L’exhaussement du sol des grèves ne détruirait ni les salines ignigènes de l’arrondissement d'Avranches, ni les pêcheries dormantes des cantons de Dol et de Cancale ; il ne ferait que les déplacer. Les salines n’ont qu’un matériel d’une très faible importance, facile à transporter, et que les laisses de haute mer soient un peu plus près ou un peu plus loin, il ne s’y trouvera pas moins de sable imprégné de sel à lessiver. Le dommage éprouvé ne serait pas plus grand pour les pêcheries. Celles-ci consistent en clayonnages établis en zigzag à 3 ou 4 kilomètres du rivage : le poisson monté avec le flot reste engagé, quand il redescend, dans les angles rentrans des clayonnages, et on l’y prend à la main. La quantité de poisson que peut fournir la baie ne serait point affectée par le progrès des atterrissemens, et la pêche à pied sec, moins digne d’être encouragée que celle qui se fait au large, ne serait pas perdue pour être obligée de descendre un peu.

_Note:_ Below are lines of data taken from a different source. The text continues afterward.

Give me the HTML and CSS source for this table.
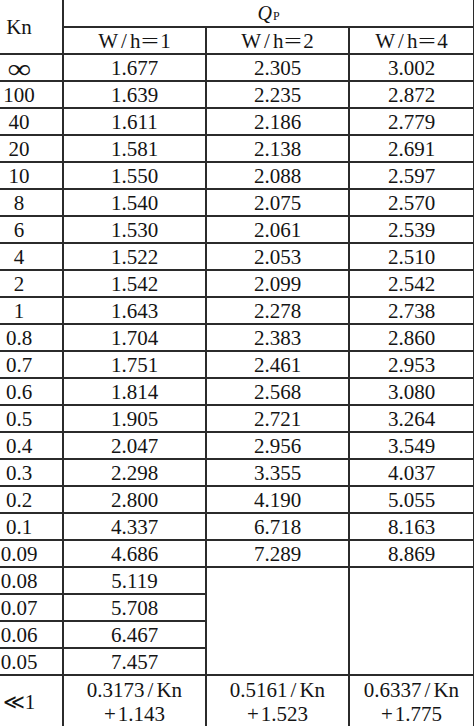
FILE: index.html
```html
<!DOCTYPE html>
<html>
<head>
<meta charset="utf-8">
<link rel="stylesheet" href="styles.css">
</head>
<body>
<table class="qp-table">
  <colgroup>
    <col class="c1"><col class="c2"><col class="c3"><col class="c4">
  </colgroup>
  <thead>
    <tr class="h1">
      <th class="kn" rowspan="2">Kn</th>
      <th class="qp" colspan="3"><i>Q</i><span class="sub">P</span></th>
    </tr>
    <tr class="h2">
      <th>W<span class="sl">/</span>h<span class="eq">=</span>1</th>
      <th>W<span class="sl">/</span>h<span class="eq">=</span>2</th>
      <th>W<span class="sl">/</span>h<span class="eq">=</span>4</th>
    </tr>
  </thead>
  <tbody>
    <tr><td class="kn"><span class="inf">∞</span></td><td>1.677</td><td>2.305</td><td>3.002</td></tr>
    <tr><td class="kn">100</td><td>1.639</td><td>2.235</td><td>2.872</td></tr>
    <tr><td class="kn">40</td><td>1.611</td><td>2.186</td><td>2.779</td></tr>
    <tr><td class="kn">20</td><td>1.581</td><td>2.138</td><td>2.691</td></tr>
    <tr><td class="kn">10</td><td>1.550</td><td>2.088</td><td>2.597</td></tr>
    <tr><td class="kn">8</td><td>1.540</td><td>2.075</td><td>2.570</td></tr>
    <tr><td class="kn">6</td><td>1.530</td><td>2.061</td><td>2.539</td></tr>
    <tr><td class="kn">4</td><td>1.522</td><td>2.053</td><td>2.510</td></tr>
    <tr><td class="kn">2</td><td>1.542</td><td>2.099</td><td>2.542</td></tr>
    <tr><td class="kn">1</td><td>1.643</td><td>2.278</td><td>2.738</td></tr>
    <tr><td class="kn">0.8</td><td>1.704</td><td>2.383</td><td>2.860</td></tr>
    <tr><td class="kn">0.7</td><td>1.751</td><td>2.461</td><td>2.953</td></tr>
    <tr><td class="kn">0.6</td><td>1.814</td><td>2.568</td><td>3.080</td></tr>
    <tr><td class="kn">0.5</td><td>1.905</td><td>2.721</td><td>3.264</td></tr>
    <tr><td class="kn">0.4</td><td>2.047</td><td>2.956</td><td>3.549</td></tr>
    <tr><td class="kn">0.3</td><td>2.298</td><td>3.355</td><td>4.037</td></tr>
    <tr><td class="kn">0.2</td><td>2.800</td><td>4.190</td><td>5.055</td></tr>
    <tr><td class="kn">0.1</td><td>4.337</td><td>6.718</td><td>8.163</td></tr>
    <tr><td class="kn">0.09</td><td>4.686</td><td>7.289</td><td>8.869</td></tr>
    <tr><td class="kn">0.08</td><td>5.119</td><td class="empty" rowspan="4"></td><td class="empty" rowspan="4"></td></tr>
    <tr><td class="kn">0.07</td><td>5.708</td></tr>
    <tr><td class="kn">0.06</td><td>6.467</td></tr>
    <tr><td class="kn">0.05</td><td>7.457</td></tr>
    <tr class="last">
      <td class="kn">≪1</td>
      <td>0.3173<span class="sl">/</span>Kn<br><span class="plus">+</span>1.143</td>
      <td>0.5161<span class="sl">/</span>Kn<br><span class="plus">+</span>1.523</td>
      <td>0.6337<span class="sl">/</span>Kn<br><span class="plus">+</span>1.775</td>
    </tr>
  </tbody>
</table>
</body>
</html>
```

FILE: styles.css
```css
html, body {
  margin: 0;
  padding: 0;
  background: #ffffff;
}

body {
  width: 474px;
  height: 726px;
  overflow: hidden;
  font-family: "Liberation Serif", "DejaVu Serif", serif;
  color: #141414;
}

.qp-table {
  border-collapse: collapse;
  table-layout: fixed;
  width: 474px;
  font-size: 21px;
  line-height: 24px;
}

.c1 { width: 63px; }
.c2 { width: 143px; }
.c3 { width: 143px; }
.c4 { width: 125px; }

.qp-table th,
.qp-table td {
  border: 2px solid #2b2b2b;
  padding: 0;
  text-align: center;
  vertical-align: middle;
  font-weight: normal;
  height: 27px;
  box-sizing: border-box;
}

.qp-table tr > :first-child {
  border-left: none;
}

.qp-table .h1 th {
  border-top: none;
  height: 25px;
}

.qp-table .kn {
  padding-right: 24px;
}

.inf {
  display: inline-block;
  transform: scale(1.6, 1.3);
  position: relative;
  top: 1px;
}

.qp-table .qp {
  line-height: 20px;
  font-size: 20px;
  padding-top: 3px;
}

.qp i {
  font-style: italic;
}

.sub {
  font-size: 12px;
  margin-left: 1px;
}

.sl {
  margin: 0 3px;
}

.eq {
  display: inline-block;
  transform: scaleX(1.5);
  margin: 0 4px;
}

.plus {
  margin-right: 2px;
}

.last td {
  height: 53px;
  padding-top: 2px;
  border-bottom: 3px solid #8a8a8a;
}

.empty {
  border-bottom: 2px solid #2b2b2b;
}
```
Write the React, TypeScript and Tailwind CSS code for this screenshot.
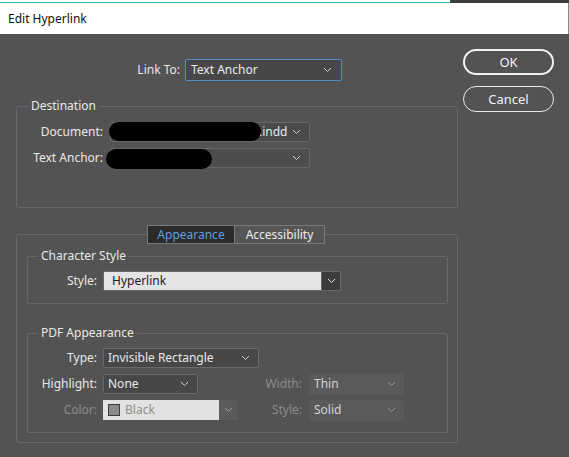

Le petit échouage du Vivier doit son existence au chenal qu’entretiennent au travers des grèves les eaux du Bief-Guyoul, principal émissaire des marais de Dol ; il la perdrait par le percement de l’isthme de Châteauneuf. À sec pendant les marées de quartier, d’un abord toujours difficile et souvent dangereux dans les marées de vive eau, il n’admet que des bâtimens du plus faible tonnage ; le produit des douanes y atteint rarement 300 francs ; le mouvement de la navigation y est d’environ 1,000 tonneaux par an, et cet échouage n’est alimenté que par le marché de Dol ; or, le percement de l’isthme de Châteauneuf transporterait sous les murs mêmes de Dol un port excellent. Le Vivier ne perdrait d’ailleurs son atterrage que pour devenir tête de navigation par la conversion du Bief-Guyoul en affluent du canal de Châteauneuf, et ce changement ne lui serait point nuisible.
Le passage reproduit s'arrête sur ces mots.